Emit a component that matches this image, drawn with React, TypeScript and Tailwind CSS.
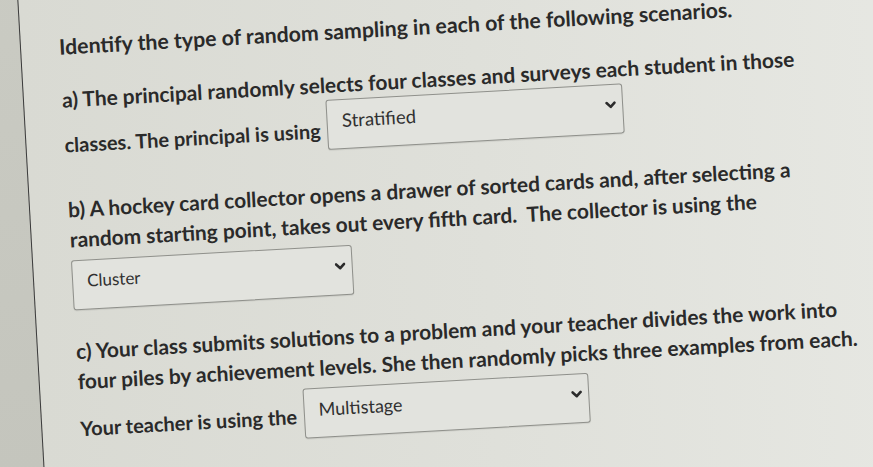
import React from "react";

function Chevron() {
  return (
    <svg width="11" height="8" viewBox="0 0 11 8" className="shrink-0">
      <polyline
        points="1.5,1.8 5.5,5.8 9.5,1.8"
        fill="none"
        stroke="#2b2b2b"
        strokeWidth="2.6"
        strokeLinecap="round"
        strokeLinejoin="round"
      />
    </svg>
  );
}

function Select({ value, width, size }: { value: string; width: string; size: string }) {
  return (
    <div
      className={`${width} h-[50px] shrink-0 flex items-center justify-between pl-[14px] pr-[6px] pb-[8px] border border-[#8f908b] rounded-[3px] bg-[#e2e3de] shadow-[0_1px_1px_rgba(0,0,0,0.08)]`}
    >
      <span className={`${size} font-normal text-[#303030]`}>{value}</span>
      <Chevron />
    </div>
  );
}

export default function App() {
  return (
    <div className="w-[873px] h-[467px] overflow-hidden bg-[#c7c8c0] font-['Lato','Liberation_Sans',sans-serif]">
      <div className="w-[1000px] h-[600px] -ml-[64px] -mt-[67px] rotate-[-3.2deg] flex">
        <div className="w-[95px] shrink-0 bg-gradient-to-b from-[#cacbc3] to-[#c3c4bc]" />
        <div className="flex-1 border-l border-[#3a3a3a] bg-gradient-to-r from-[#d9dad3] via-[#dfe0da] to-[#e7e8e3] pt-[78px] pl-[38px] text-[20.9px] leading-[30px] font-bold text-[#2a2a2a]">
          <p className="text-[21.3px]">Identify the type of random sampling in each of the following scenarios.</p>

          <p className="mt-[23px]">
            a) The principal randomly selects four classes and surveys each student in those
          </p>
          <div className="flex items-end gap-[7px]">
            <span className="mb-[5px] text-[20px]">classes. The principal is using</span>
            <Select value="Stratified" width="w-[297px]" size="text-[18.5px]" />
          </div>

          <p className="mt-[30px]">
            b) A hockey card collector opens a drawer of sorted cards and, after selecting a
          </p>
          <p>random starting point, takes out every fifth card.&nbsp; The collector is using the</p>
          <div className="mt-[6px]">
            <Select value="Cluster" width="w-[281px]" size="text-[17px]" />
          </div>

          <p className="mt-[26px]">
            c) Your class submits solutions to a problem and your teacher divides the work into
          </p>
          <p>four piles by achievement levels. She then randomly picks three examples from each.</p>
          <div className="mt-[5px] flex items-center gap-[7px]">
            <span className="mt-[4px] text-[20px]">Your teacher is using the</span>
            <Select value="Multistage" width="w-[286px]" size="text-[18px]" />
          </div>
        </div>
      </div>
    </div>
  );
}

◆ ◆ ◆ ◆ ◆

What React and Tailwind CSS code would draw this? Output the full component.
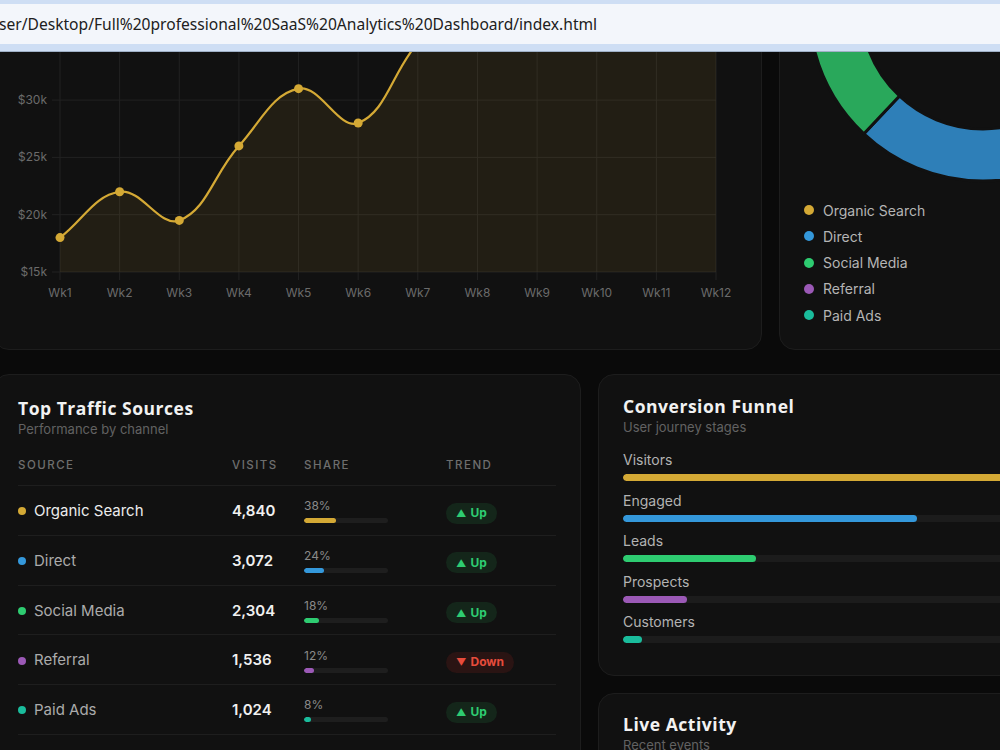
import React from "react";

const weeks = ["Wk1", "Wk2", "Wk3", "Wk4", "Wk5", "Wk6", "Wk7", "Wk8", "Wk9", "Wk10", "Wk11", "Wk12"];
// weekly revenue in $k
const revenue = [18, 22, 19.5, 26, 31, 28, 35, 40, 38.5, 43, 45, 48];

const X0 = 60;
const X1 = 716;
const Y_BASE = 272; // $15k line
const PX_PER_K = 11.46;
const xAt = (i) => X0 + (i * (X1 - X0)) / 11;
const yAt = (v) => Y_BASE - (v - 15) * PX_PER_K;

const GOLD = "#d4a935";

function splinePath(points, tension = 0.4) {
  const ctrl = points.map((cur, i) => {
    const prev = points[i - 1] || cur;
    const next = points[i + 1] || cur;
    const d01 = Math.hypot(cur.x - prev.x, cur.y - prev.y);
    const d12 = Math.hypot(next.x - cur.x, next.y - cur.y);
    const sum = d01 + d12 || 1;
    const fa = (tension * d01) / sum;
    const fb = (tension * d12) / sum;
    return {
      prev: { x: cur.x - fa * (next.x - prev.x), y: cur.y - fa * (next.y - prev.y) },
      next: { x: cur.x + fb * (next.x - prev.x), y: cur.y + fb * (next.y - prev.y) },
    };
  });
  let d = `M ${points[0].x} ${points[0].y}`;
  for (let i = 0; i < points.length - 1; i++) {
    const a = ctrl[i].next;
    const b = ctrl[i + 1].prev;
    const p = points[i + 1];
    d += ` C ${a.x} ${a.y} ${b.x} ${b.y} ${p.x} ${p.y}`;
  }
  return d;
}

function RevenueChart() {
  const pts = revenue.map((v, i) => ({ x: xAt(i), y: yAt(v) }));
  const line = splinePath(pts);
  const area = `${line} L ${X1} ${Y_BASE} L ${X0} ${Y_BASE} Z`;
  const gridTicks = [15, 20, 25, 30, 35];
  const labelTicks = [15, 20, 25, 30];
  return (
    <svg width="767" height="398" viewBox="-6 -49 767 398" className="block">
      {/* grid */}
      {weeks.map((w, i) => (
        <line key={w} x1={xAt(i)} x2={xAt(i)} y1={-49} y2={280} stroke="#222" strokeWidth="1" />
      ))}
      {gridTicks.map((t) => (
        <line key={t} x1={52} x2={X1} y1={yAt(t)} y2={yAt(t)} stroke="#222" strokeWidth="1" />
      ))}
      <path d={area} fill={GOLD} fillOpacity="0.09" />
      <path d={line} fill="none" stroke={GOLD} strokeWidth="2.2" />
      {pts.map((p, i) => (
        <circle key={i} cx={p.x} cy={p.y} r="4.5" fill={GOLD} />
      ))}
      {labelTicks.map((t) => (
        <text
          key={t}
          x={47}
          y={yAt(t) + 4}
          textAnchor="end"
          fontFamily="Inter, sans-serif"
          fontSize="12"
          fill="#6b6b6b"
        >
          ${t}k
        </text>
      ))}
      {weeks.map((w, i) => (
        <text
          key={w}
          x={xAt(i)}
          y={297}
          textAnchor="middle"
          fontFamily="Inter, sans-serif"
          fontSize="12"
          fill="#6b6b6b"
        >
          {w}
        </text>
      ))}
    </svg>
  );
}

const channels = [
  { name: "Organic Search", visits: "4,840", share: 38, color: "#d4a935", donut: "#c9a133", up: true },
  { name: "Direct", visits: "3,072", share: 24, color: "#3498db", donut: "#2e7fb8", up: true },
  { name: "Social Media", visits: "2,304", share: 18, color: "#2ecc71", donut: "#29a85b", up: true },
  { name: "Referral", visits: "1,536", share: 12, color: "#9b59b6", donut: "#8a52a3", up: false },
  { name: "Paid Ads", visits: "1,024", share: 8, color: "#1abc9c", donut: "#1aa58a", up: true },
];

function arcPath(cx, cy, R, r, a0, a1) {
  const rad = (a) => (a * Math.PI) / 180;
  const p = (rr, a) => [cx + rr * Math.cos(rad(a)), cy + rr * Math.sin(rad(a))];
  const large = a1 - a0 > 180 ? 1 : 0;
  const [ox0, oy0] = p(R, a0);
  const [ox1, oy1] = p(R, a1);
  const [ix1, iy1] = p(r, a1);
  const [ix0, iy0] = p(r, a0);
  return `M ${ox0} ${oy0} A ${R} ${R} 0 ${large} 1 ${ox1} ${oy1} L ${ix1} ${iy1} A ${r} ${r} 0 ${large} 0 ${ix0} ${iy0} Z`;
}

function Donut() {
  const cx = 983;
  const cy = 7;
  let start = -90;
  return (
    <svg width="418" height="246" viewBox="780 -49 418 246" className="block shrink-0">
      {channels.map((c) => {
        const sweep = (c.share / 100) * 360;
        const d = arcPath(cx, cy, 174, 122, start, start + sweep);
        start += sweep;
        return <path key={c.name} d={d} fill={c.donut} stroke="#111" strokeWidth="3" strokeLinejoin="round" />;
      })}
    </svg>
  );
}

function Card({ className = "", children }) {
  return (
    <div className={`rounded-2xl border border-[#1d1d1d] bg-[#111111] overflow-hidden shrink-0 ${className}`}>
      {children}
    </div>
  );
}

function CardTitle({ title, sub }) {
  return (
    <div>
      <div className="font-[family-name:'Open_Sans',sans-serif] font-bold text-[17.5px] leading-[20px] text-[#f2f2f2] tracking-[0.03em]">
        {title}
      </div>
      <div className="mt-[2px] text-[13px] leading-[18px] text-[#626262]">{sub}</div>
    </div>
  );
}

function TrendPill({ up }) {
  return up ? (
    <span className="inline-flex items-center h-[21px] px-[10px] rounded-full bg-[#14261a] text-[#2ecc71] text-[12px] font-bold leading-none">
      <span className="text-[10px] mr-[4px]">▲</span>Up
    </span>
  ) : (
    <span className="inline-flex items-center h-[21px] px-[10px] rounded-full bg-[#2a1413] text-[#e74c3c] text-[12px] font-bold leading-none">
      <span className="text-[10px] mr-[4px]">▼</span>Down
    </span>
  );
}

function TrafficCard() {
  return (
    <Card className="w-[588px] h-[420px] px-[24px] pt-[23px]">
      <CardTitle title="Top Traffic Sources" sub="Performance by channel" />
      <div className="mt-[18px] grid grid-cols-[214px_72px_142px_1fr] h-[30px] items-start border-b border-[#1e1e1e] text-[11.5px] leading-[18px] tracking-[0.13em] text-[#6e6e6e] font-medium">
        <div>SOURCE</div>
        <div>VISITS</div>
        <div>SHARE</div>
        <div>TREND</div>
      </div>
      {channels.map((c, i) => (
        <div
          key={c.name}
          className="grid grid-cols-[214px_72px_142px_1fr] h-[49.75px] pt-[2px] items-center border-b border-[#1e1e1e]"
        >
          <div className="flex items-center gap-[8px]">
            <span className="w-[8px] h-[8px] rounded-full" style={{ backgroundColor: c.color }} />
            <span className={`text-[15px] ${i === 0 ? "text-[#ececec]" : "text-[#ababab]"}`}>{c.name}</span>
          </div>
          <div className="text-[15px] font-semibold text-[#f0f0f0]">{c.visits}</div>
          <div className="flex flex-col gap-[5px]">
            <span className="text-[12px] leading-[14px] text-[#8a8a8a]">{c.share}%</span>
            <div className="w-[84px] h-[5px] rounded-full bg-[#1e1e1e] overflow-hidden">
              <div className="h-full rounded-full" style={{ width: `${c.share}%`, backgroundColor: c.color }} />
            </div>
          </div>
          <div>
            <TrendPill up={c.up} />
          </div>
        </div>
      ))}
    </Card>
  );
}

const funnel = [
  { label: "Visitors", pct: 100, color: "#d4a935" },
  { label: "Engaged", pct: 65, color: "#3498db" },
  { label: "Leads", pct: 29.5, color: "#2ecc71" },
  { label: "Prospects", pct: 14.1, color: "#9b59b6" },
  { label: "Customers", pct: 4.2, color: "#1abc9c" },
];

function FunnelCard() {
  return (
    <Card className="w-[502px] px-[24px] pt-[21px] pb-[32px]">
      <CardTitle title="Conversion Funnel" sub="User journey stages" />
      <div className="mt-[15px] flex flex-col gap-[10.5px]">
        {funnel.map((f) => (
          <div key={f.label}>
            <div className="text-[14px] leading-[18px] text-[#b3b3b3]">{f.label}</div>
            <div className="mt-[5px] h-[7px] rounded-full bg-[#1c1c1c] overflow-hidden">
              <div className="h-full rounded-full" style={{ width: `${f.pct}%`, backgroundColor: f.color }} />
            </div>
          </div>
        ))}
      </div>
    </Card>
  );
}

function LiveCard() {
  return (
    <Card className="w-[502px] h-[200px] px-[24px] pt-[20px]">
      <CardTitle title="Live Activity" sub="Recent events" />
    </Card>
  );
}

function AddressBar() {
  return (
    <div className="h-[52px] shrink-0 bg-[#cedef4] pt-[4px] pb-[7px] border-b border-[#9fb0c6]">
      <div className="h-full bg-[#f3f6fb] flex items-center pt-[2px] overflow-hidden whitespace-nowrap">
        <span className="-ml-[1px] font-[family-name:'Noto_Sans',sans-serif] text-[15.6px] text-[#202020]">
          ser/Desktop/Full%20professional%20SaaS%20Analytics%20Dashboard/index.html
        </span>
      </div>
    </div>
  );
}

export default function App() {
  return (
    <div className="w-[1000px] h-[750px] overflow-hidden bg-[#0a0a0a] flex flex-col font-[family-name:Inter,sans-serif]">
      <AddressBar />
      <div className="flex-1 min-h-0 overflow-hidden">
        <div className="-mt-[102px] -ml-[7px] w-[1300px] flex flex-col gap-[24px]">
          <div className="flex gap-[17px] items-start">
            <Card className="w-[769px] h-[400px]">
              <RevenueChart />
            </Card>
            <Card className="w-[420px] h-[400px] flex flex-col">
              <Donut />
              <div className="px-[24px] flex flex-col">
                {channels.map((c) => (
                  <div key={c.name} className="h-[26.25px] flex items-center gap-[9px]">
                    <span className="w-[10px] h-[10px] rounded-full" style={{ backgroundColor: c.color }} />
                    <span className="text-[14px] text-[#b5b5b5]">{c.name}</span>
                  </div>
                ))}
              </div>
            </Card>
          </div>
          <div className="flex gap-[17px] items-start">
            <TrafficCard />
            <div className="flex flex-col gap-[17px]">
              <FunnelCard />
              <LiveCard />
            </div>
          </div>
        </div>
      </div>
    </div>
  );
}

◆ ◆ ◆ ◆ ◆

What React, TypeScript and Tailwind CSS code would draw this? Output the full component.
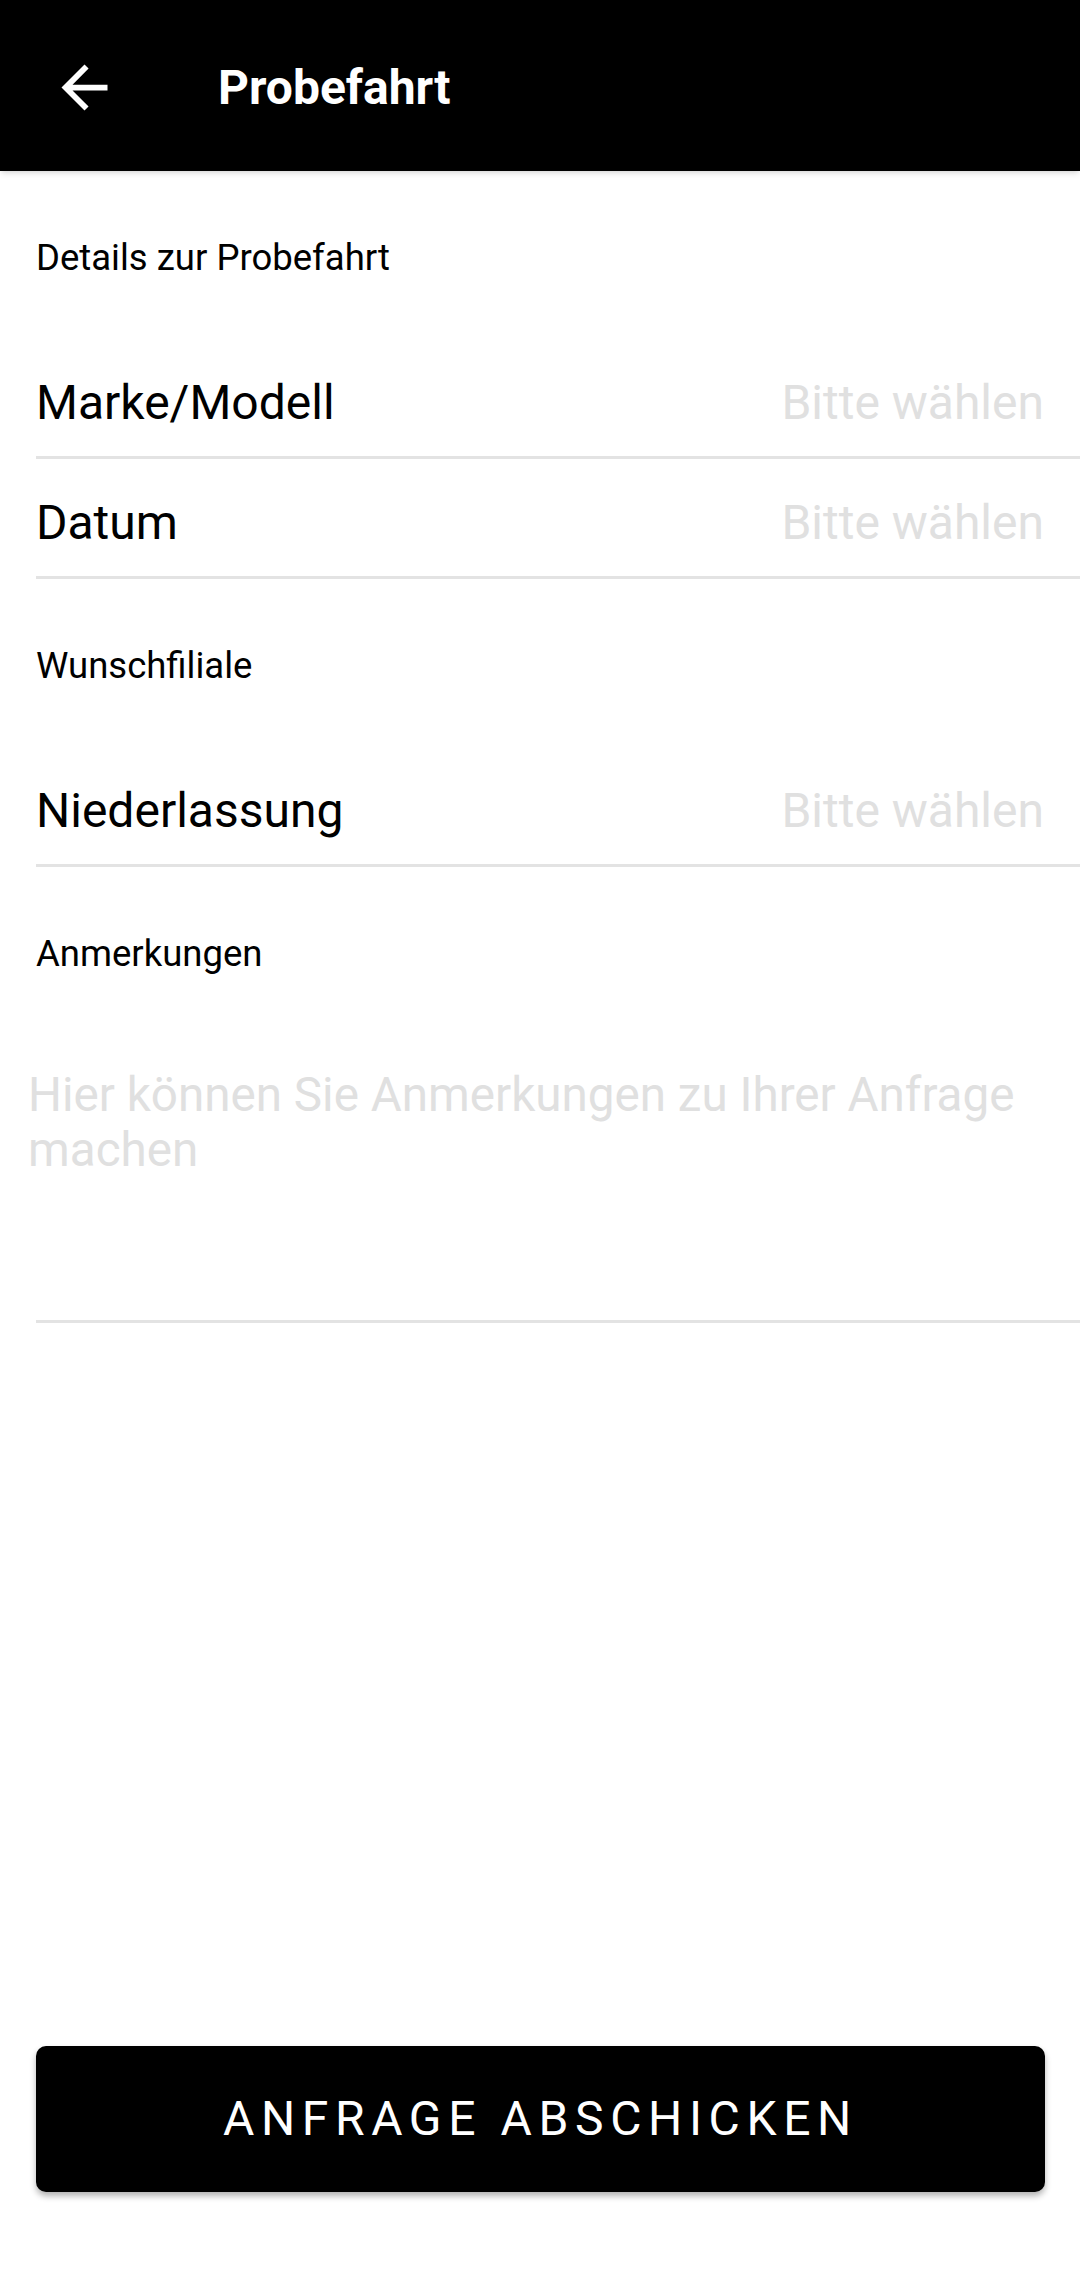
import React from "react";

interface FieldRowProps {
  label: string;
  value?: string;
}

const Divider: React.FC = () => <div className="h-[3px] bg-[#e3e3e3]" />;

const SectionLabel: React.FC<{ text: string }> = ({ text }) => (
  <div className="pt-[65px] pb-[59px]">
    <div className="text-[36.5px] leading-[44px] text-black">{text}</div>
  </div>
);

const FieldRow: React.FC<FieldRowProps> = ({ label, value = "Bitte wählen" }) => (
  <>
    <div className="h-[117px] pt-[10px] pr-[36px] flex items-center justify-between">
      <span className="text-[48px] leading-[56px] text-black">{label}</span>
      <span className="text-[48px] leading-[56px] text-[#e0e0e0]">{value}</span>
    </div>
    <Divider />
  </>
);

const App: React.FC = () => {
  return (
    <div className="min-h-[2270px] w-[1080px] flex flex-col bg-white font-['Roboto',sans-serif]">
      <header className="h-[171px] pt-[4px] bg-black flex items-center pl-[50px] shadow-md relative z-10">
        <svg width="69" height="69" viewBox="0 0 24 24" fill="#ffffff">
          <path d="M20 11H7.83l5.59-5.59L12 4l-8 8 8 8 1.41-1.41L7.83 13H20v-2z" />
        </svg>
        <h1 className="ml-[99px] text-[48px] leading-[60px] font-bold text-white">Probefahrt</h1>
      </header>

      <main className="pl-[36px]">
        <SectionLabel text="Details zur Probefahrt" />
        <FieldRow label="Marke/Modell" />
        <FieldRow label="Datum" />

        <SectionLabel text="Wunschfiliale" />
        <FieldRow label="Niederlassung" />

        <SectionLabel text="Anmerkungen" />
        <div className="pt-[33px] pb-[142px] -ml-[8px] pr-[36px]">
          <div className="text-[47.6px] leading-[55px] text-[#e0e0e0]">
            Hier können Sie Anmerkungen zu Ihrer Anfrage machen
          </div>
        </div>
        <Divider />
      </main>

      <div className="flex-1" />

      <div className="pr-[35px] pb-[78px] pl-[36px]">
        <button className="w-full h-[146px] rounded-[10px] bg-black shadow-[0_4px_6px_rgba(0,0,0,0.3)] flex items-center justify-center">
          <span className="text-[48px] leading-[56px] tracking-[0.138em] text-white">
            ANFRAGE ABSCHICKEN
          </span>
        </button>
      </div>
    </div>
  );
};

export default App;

◆ ◆ ◆ ◆ ◆

• _Work instructions_: Word for word, restate the lines beginning with the one that has "What React, TypeScript" and ending with the one that has "const Divider: React.FC". Keep both ends and skip any pictures.

• _Task result_:
What React, TypeScript and Tailwind CSS code would draw this? Output the full component.
import React from "react";

interface FieldRowProps {
  label: string;
  value?: string;
}

const Divider: React.FC = () => <div className="h-[3px] bg-[#e3e3e3]" />;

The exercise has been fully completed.